The district court dismissed the suit, holding that plaintiffs were indirect purchasers under Illinois Brick. Although the plaintiffs purchased apps through the App Store, the district court found that Apple merely provided a platform through which the app developers could sell their products. To the extent the app developers may have been overcharged on commissions as a result of Apple’s alleged monopolization, the parties directly harmed would be the app developers themselves, not their customers who would stand in only an indirect relationship to Apple.
The Ninth Circuit overturned the district court. Despite the fact that Apple never buys or resells apps, the court purported to apply a “functional” analysis of Illinois Brick to find that plaintiffs had standing to sue. The court based its analysis “on the fundamental distinction between a manufacturer or producer, on the one hand, and a distributor, on the other.” The court found that Apple operates as a distributor of iPhone apps, “selling them directly to purchasers through its App Store.” Slip op. at 22. As a result, the court found the plaintiffs to be “functionally” direct purchasers with standing to sue under Illinois Brick.
Through creation of its “functional” standard for antitrust standing, the Ninth Circuit created a conflict with the Eighth Circuit’s holding in Campos v. Ticketmaster, 140 F.3d 1166 (8th Cir. 1998). In Campos, class-action plaintiffs alleged that Ticketmaster monopolized the market for ticket distribution services. As in the Apple litigation, Ticketmaster served as an exclusive distributor. Ticketmaster had exclusive ticket-distribution relationships with a variety of concert promoters at venues throughout the United States. Similar to Apple, plaintiffs alleged that Ticketmaster charged supracompetitive service and convenience fees as a result of its alleged monopolization of ticket distribution services. Unlike Apple, however, the 8th Circuit found the plaintiffs to be indirect purchasers who lacked standing to sue under Illinois Brick. The court found that “ticket buyers only buy Ticketmaster’s services because concert venues have been required to buy those services first. … [S]uch derivative dealing is the essence of indirect purchaser status.” Id. at 1171.
The Ninth Circuit’s Apple decision has a number of significant implications. First, given the prevalence of electronic marketplaces in the digital age, the decision has the potential to substantially cut back on the Illinois Brick indirect purchaser rule. As the defendants noted in their petition for rehearing, electronic marketplaces sponsored by companies such as Facebook, Google, and eBay are ubiquitous. This is not some narrow ruling that will not extend far beyond the specific facts presented. The scope of the Ninth Circuit’s decision has the potential to be vast.

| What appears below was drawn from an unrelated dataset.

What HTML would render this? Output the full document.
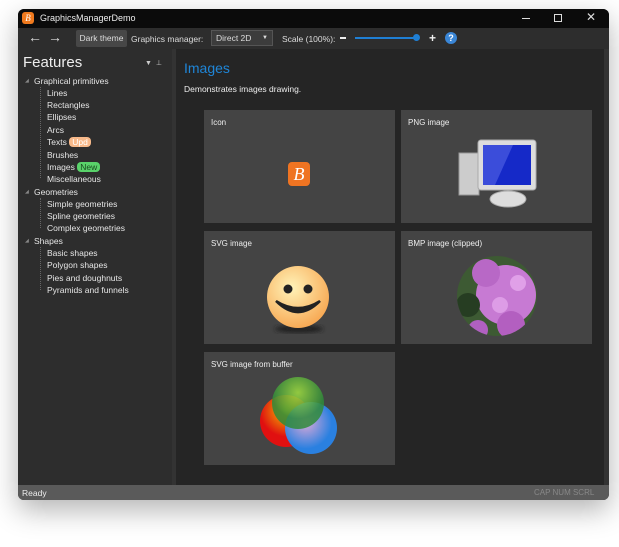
<!DOCTYPE html>
<html><head><style>
*{margin:0;padding:0;box-sizing:border-box}
body{width:619px;height:547px;background:#fff;font-family:"Liberation Sans",sans-serif;position:relative;overflow:hidden;font-size:8.5px;color:#e8e8e8}
.a{position:absolute}
.win{left:18px;top:9px;width:591px;height:491px;background:#252525;box-shadow:0 10px 28px rgba(0,0,0,.3);border-radius:6px;overflow:hidden}
.card{position:absolute;background:#444;width:191px;height:113px}
.card span{position:absolute;left:7px;top:8px;font-size:8px;color:#eee}
.tree div{position:absolute;font-size:8.5px;color:#e6e6e6;white-space:nowrap}
.tree .t{font-size:5px;color:#888}
.vl{position:absolute;border-left:1px dotted #666}
</style></head><body>
<div class="a win">
 <div class="a" style="left:0;top:0;width:591px;height:19px;background:#0b0b0b"></div>
 <div class="a" style="left:4px;top:3px;width:12px;height:12px;background:#f07a1e;border-radius:3px;color:#fff;font:italic 9px 'Liberation Serif';text-align:center;line-height:12px">B</div>
 <div class="a" style="left:22px;top:4px;font-size:9px;color:#eee">GraphicsManagerDemo</div>
 <div class="a" style="left:504px;top:9px;width:8px;height:1px;background:#ddd"></div>
 <div class="a" style="left:536px;top:5px;width:8px;height:8px;border:1px solid #ddd"></div>
 <div class="a" style="left:568px;top:1px;font-size:12px;color:#ddd">✕</div>
 <div class="a" style="left:0;top:19px;width:591px;height:21px;background:#2d2d2d"></div>
 <div class="a" style="left:10px;top:20px;font-size:14px;color:#ddd">←</div>
 <div class="a" style="left:30px;top:20px;font-size:14px;color:#ddd">→</div>
 <div class="a" style="left:58px;top:21px;width:51px;height:17px;background:#474747;border-radius:2px;font-size:8.5px;text-align:center;line-height:17px;color:#ddd">Dark theme</div>
 <div class="a" style="left:113px;top:25px;font-size:8.5px;color:#ddd">Graphics manager:</div>
 <div class="a" style="left:193px;top:21px;width:62px;height:16px;background:#3c3c3c;border:1px solid #555;font-size:8.5px;line-height:14px;padding-left:4px;color:#ddd">Direct 2D<span style="position:absolute;right:4px;font-size:6px">▼</span></div>
 <div class="a" style="left:264px;top:25px;font-size:8.5px;color:#ddd">Scale (100%):</div>
 <div class="a" style="left:322px;top:28px;width:6px;height:2px;background:#eee"></div>
 <div class="a" style="left:337px;top:28px;width:60px;height:2px;background:#1f7fd4"></div>
 <div class="a" style="left:395px;top:25px;width:7px;height:7px;border-radius:50%;background:#1f7fd4"></div>
 <div class="a" style="left:411px;top:22px;font-size:12px;font-weight:bold;color:#eee">+</div>
 <div class="a" style="left:427px;top:23px;width:12px;height:12px;border-radius:50%;background:#3a86d6;color:#fff;font-size:9px;font-weight:bold;text-align:center;line-height:12px">?</div>
 <div class="a" style="left:0;top:40px;width:154px;height:436px;background:#2d2d2d"></div>
 <div class="a" style="left:154px;top:40px;width:4px;height:436px;background:#333"></div>
 <div class="a" style="left:586px;top:40px;width:5px;height:436px;background:#333"></div>
 <div class="a" style="left:5px;top:45px;font-size:15px;color:#eee">Features</div>
 <div class="a" style="left:127px;top:50px;font-size:7px;color:#ccc">▼ &nbsp;⊥</div>
 <div class="vl" style="left:22px;top:78px;height:91px"></div>
 <div class="vl" style="left:22px;top:189px;height:30px"></div>
 <div class="vl" style="left:22px;top:238px;height:43px"></div>
 <div class="tree">
  <div class="t" style="left:7px;top:69px">◢</div>
  <div style="left:16px;top:67px">Graphical primitives</div>
  <div style="left:29px;top:79px">Lines</div>
  <div style="left:29px;top:91px">Rectangles</div>
  <div style="left:29px;top:103px">Ellipses</div>
  <div style="left:29px;top:116px">Arcs</div>
  <div style="left:29px;top:128px">Texts <span style="background:#f7b98a;color:#fff;border-radius:4px;padding:0 3px">Upd</span></div>
  <div style="left:29px;top:141px">Brushes</div>
  <div style="left:29px;top:153px">Images <span style="background:#59d26a;color:#1a4a20;border-radius:4px;padding:0 3px">New</span></div>
  <div style="left:29px;top:165px">Miscellaneous</div>
  <div class="t" style="left:7px;top:180px">◢</div>
  <div style="left:16px;top:178px">Geometries</div>
  <div style="left:29px;top:190px">Simple geometries</div>
  <div style="left:29px;top:202px">Spline geometries</div>
  <div style="left:29px;top:214px">Complex geometries</div>
  <div class="t" style="left:7px;top:229px">◢</div>
  <div style="left:16px;top:227px">Shapes</div>
  <div style="left:29px;top:239px">Basic shapes</div>
  <div style="left:29px;top:251px">Polygon shapes</div>
  <div style="left:29px;top:264px">Pies and doughnuts</div>
  <div style="left:29px;top:276px">Pyramids and funnels</div>
 </div>
 <div class="a" style="left:166px;top:51px;font-size:14px;color:#1f86d8">Images</div>
 <div class="a" style="left:166px;top:75px;font-size:8.5px;color:#eee">Demonstrates images drawing.</div>
 <div class="a" style="left:0;top:476px;width:591px;height:15px;background:#5a5a5a"></div>
 <div class="a" style="left:4px;top:479px;font-size:8.5px;color:#eee">Ready</div>
 <div class="a" style="left:516px;top:479px;font-size:8px;color:#888">CAP NUM SCRL</div>
</div>
<div class="card" style="left:204px;top:110px"><span>Icon</span>
 <div class="a" style="left:84px;top:52px;width:22px;height:24px;background:#ef7422;border-radius:4px;color:#fff;font:italic 18px 'Liberation Serif';text-align:center;line-height:24px">B</div></div>
<div class="card" style="left:401px;top:110px"><span>PNG image</span>
 <svg class="a" style="left:55px;top:28px" width="82" height="72"><rect x="3" y="15" width="20" height="42" fill="#ccc" stroke="#999"/><rect x="22" y="2" width="58" height="50" rx="3" fill="#ddd" stroke="#aaa"/><rect x="27" y="7" width="48" height="40" fill="#1529c8"/><path d="M27 7h30l-18 40h-12z" fill="#5566e6" opacity=".6"/><ellipse cx="52" cy="61" rx="18" ry="8" fill="#ddd" stroke="#aaa"/></svg></div>
<div class="card" style="left:204px;top:231px"><span>SVG image</span>
 <svg class="a" style="left:60px;top:32px" width="70" height="72"><defs><radialGradient id="s" cx=".4" cy=".35" r=".7"><stop offset="0" stop-color="#fff3b8"/><stop offset="1" stop-color="#f7a650"/></radialGradient><filter id="bl"><feGaussianBlur stdDeviation="2"/></filter></defs><ellipse cx="35" cy="66" rx="24" ry="4" fill="#222" filter="url(#bl)"/><circle cx="34" cy="34" r="31" fill="url(#s)"/><circle cx="24" cy="26" r="4.5" fill="#222"/><circle cx="44" cy="26" r="4.5" fill="#222"/><path d="M12 38q22 22 44 0q-22 14 -44 0z" fill="#222" stroke="#222" stroke-width="2.5"/></svg></div>
<div class="card" style="left:401px;top:231px"><span>BMP image (clipped)</span>
 <svg class="a" style="left:55px;top:24px" width="82" height="82"><defs><clipPath id="c"><circle cx="41" cy="41" r="40"/></clipPath></defs><g clip-path="url(#c)"><rect width="82" height="82" fill="#3d5a33"/><circle cx="50" cy="40" r="30" fill="#c77ad3"/><circle cx="30" cy="18" r="14" fill="#b868c6"/><circle cx="55" cy="70" r="14" fill="#b35fc0"/><circle cx="62" cy="28" r="8" fill="#e0a0e8"/><circle cx="44" cy="50" r="8" fill="#dd9ce6"/><circle cx="12" cy="50" r="12" fill="#263d22"/><circle cx="22" cy="75" r="10" fill="#b060c0"/></g></svg></div>
<div class="card" style="left:204px;top:352px"><span>SVG image from buffer</span>
 <svg class="a" style="left:55px;top:22px" width="80" height="82"><defs><radialGradient id="r" cx=".5" cy=".3"><stop offset="0" stop-color="#f3c000"/><stop offset="1" stop-color="#e01010"/></radialGradient><radialGradient id="b" cx=".4" cy=".4"><stop offset="0" stop-color="#d9a8d8"/><stop offset="1" stop-color="#2a80e0"/></radialGradient><radialGradient id="g" cx=".5" cy=".3"><stop offset="0" stop-color="#a0e040"/><stop offset="1" stop-color="#2f8a3a"/></radialGradient></defs><circle cx="27" cy="47" r="26" fill="url(#r)"/><circle cx="52" cy="54" r="26" fill="url(#b)"/><circle cx="39" cy="29" r="26" fill="url(#g)" opacity=".85"/></svg></div>
</body></html>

Second, it is interesting that the Ninth Circuit reached out to create a conflict with the Eighth Circuit on facts that appear even more favorable to defendants than did those in Ticketmaster. Unlike in Ticketmaster, Apple does not impose service charges or convenience fees directly to purchasers of apps on its App Store. Rather, the app developers set the prices for their apps, and Apple charges the app developer a 30% commission. Thus, the argument for a direct price-setting relationship between Apple and the purchaser appears even more attenuated than did the relationship in Ticketmaster. Yet, the Ninth Circuit came to the opposite conclusion on less favorable facts.
Third, Apple’s rehearing request merits continued monitoring. As Apple noted, the appeals court appeared to ignore a recent defendant-favorable decision that was the focus of the district court’s decision dismissing the case. In Crayton v. Concord EFS, Inc. (In re ATM Fee Antitrust Litigation), 686 F.3d 741 (9th Cir. 2012), the Ninth Circuit rejected antitrust standing for a group of plaintiffs whose claims were based on a “pass-through” theory similar to the theory relied on by the plaintiffs in Apple. Apple has argued that the court’s failure even to address the ATM Fee case, along with the circuit split noted above and the decision’s potential for significant impact on the world of digital commerce, warrants an en banc review by the full court.
Finally, regulated entities should be considering the impact the Ninth Circuit’s decision might have on a chief policy reason for the indirect purchaser rule: deterrence. A key goal of antitrust enforcement—whether government or private—is deterrence of anticompetitive conduct. The goal of the indirect-purchaser rule is to ensure that “a treble-damages plaintiff is available to deprive antitrust violators of ‘the fruits of their illegality.’” Illinois Brick, 431 U.S. at 733.
Many influential antitrust thinkers have noted the importance of the indirect purchaser rule in promoting antitrust deterrence. For example, in a seminal article, Professor Landes and Judge Posner noted in 1979 that “the direct purchaser is a more efficient enforcer of the antitrust laws than the indirect purchaser and should therefore be given maximum incentive to bring antitrust suits.” By concentrating the incentive to sue in the direct purchasers, the Illinois Brick rule maximizes this desirable deterrence effect. “[E]ven if direct and indirect purchasers were equally efficient antitrust enforcers, and even if allocation problems could be solved without seriously depleting the recovery pool, deterrence would be weakened if the right to sue were divided among more parties, so that each claim was relatively small.” Landes & Posner, Should Indirect Purchasers Have Standing to Sue Under the Antitrust Laws?—An Economic Analysis of the Rule of Illinois Brick.
By dividing the right to sue and diluting the potential recovery available to the app developers for any alleged anticompetitive conduct engaged in by Apple, the Ninth Circuit may be undermining the very deterrent effect the antitrust laws are designed to promote.